Eu sempre fui o que foi de mim? Quanto mais velho, mais jovem. Quanto mais jovem, mais perdido fica. Maturidade… sem explicação bate à porta às quatro da madrugada e é só insônia, tédio e medo. No fim, é isso um pouco, com um pouco de gosto de algo alcoólico que se bebeu para chegar o sono, evitando o remédio fácil. Amanhã, recomeço. Mas o que? Recomeço o estar de novo no furacão, na vigília constante dos dias sem muito além, no dia de hoje com a certeza de paz diminuta, essa paz a duras conquistada. Pensa? Mas há a certeza do além, no quanto mais velho, mais jovem. A clareza do além. Há clareza nisso? No além? Mas o que há são perguntas e permutas. Permutas, sim, há muitas, todos os dias. No sorriso novo ganho na multidão, na música que se descobre, no que ainda se descobre de corpo, porque na mudança o perdemos um pouco, esquecemos.
Outro exercício do dia: o esquecer. Esquece-se de tudo, de propósito. Os nomes dos antigos nas fotos que não entendemos mais. No olhar na foto que não nos reconhecemos, na juventude. Na foto na cama, ao lado dela, ao despertar de há mais de dez anos, quando ainda despertávamos juntos, de mau humor diante do dia claro que se anunciava, numa cama de solteiro velha num quarto mofado.
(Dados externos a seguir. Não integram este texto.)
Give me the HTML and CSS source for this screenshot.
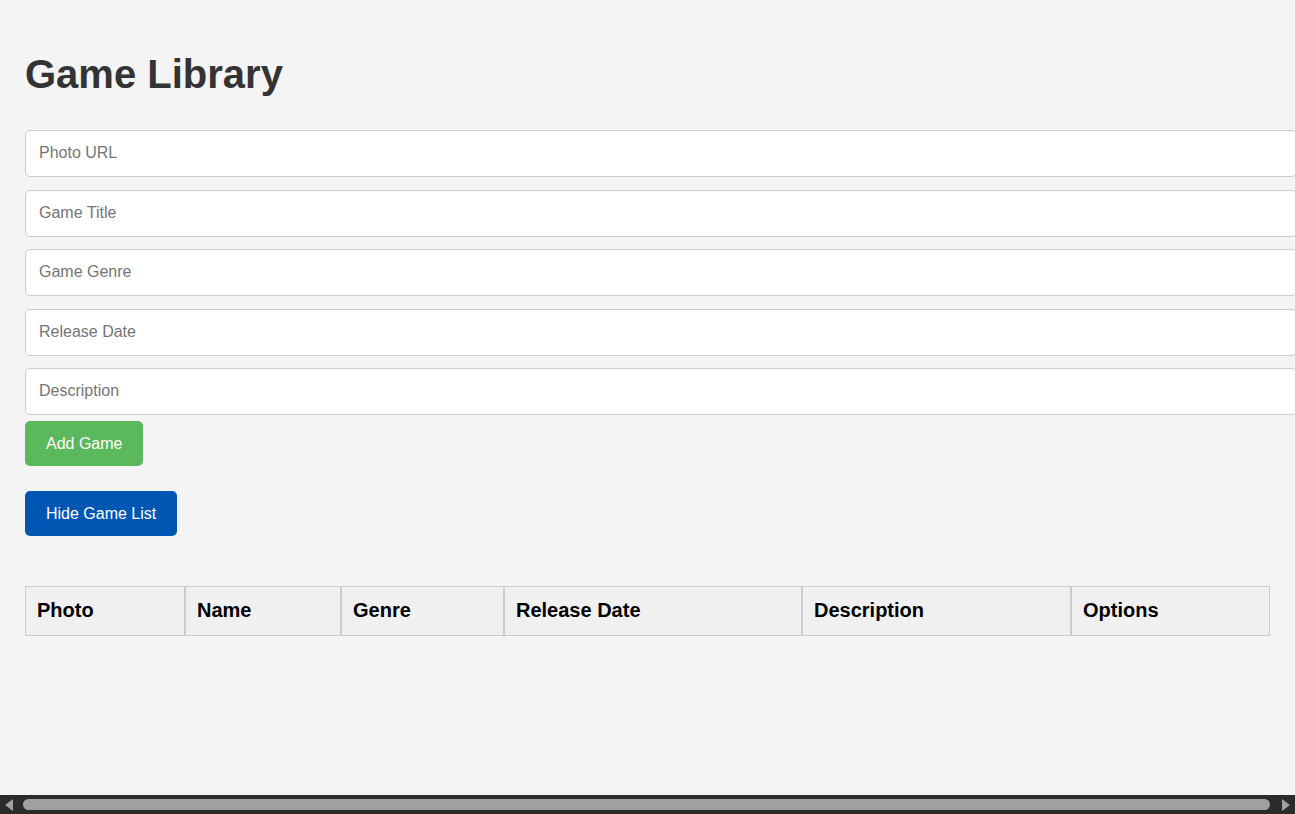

O dia, seus desafios tão menos caprichosos a cada ano que passa. A cada ano de dia, de vida perdida, de mesma coisa sem o despertar conjunto de há dez anos porque nem cama e nem quarto, nem ela ou coisa válida hoje existem, e sobrou o despertar do todo dia, o despertar somente, o desagradar-se de contentamento.
Quanto mais velho, mais jovem. Mas o corpo sente, a paciência acaba e a tolerância aumenta. Tolera-se a vida, cada vez menos inteligente. Cada vez menos, por mais que se busque, mas há os livros, ainda um refúgio possível. Livros, sem tomadas, sem eletricidade, que dependem de luz externa a eles para serem lidos, sem muito sol, por favor, para não danificar o papel. O toque no papel, seu cheiro. Livros e o eterno contato sensual que com eles temos, o valor táctil dos seus poros, seus suores noturnos. Livros. Quanto mais velhos, mais jovens. Livros: o único caminho possível.
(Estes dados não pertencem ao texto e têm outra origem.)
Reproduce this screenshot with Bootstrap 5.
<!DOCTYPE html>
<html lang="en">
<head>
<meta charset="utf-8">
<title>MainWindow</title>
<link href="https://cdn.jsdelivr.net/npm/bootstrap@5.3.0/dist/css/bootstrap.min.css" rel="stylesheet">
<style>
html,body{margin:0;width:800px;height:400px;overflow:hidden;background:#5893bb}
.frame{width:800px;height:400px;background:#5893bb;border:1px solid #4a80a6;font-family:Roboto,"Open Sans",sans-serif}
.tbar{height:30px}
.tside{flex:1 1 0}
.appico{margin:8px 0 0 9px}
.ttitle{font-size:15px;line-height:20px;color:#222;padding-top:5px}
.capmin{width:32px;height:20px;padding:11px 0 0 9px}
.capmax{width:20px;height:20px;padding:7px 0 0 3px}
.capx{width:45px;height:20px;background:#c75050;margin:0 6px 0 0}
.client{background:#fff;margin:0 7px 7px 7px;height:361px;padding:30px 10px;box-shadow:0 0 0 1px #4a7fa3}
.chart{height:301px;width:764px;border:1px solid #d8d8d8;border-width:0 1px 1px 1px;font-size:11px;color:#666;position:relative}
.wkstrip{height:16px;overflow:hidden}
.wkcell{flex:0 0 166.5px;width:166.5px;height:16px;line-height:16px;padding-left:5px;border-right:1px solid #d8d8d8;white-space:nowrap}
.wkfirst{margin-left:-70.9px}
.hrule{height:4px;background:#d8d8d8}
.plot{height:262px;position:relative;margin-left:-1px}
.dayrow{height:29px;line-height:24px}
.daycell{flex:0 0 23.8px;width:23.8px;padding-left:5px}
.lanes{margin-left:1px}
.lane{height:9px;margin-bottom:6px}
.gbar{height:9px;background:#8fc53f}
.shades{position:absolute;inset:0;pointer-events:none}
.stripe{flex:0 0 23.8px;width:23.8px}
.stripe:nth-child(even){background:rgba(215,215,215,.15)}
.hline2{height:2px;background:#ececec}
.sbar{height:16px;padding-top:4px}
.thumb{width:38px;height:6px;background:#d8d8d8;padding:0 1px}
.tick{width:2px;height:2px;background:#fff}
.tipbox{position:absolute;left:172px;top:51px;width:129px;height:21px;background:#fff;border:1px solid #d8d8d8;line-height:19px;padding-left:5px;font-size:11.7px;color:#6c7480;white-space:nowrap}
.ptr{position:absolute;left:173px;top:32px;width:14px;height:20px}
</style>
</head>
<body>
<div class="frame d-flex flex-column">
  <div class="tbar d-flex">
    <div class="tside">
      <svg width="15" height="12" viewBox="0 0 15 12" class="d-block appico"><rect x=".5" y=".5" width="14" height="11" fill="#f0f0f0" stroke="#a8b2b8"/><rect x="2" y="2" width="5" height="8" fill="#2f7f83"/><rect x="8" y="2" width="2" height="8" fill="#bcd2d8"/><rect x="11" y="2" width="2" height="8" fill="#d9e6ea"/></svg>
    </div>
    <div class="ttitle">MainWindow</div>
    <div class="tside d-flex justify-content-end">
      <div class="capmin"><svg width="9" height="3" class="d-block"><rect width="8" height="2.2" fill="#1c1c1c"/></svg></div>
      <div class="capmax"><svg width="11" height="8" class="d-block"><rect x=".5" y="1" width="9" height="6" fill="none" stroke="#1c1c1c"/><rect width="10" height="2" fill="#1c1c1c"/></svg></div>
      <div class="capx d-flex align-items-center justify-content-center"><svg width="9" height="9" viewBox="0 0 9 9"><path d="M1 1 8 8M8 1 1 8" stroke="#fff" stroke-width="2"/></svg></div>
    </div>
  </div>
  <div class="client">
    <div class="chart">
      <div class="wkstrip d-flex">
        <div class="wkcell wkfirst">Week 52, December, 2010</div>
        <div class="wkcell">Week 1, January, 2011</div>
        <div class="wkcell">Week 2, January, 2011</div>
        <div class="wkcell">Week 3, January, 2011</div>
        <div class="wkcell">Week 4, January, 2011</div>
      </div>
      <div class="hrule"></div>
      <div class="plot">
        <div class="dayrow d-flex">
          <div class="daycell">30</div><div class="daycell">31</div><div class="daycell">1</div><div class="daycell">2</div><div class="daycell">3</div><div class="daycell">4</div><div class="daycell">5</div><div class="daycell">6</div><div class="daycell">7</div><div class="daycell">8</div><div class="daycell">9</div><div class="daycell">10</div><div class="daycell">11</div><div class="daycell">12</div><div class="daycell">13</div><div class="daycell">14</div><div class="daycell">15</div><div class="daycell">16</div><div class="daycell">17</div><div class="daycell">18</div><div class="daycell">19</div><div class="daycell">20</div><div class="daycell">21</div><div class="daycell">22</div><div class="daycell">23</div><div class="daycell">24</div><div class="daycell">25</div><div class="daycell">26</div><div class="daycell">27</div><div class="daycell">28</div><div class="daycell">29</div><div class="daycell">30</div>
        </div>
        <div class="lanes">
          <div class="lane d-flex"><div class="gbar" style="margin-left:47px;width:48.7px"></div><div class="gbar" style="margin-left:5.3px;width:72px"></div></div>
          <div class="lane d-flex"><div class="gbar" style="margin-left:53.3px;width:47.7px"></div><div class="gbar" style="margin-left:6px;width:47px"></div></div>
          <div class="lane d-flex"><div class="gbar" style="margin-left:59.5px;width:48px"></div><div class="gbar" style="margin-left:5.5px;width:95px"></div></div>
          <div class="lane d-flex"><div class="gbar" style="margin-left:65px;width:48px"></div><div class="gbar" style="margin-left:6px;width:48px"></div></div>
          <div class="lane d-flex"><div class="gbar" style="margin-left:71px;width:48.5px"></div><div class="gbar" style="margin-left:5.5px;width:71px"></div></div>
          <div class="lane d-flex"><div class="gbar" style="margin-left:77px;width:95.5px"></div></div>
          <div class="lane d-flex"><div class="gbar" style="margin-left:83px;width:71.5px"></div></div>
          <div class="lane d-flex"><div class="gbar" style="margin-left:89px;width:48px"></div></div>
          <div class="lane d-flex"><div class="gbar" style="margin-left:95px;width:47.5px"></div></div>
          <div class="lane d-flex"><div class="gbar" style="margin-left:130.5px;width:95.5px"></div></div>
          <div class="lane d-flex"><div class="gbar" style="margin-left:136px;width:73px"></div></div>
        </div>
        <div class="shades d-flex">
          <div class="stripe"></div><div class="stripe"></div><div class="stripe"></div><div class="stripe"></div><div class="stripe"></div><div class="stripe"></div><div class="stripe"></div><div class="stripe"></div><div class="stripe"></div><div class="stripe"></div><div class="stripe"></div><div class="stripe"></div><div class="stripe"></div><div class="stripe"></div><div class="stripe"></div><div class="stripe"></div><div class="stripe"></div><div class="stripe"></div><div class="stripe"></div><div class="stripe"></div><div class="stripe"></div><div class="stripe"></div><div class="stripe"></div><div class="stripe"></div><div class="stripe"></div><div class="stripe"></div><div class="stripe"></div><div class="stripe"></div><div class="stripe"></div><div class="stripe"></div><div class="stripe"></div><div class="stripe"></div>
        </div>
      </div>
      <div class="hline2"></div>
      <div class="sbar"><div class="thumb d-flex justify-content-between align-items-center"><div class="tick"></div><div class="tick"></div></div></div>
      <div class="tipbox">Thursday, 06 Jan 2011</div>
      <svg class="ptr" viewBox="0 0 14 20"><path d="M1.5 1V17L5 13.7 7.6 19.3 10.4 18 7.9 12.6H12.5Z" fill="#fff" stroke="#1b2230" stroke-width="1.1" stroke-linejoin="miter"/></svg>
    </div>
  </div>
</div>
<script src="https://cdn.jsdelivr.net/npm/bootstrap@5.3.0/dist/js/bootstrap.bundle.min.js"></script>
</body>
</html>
O envelhecer é inevitável e nossa tentativa irrefreável sempre é para que esse envelhecer venha a trazer algo bom, proveitoso... Buscamos amadurecer, buscamos melhorar, buscamos mais saúde, mais tempo, e com isso envelhecer mais e mais... Envelhecer nos traz alegrias, conquistas, felicidades, sorrisos... Também nos traz tristezas, perdas, dores e lágrimas... Envelhecer é viver!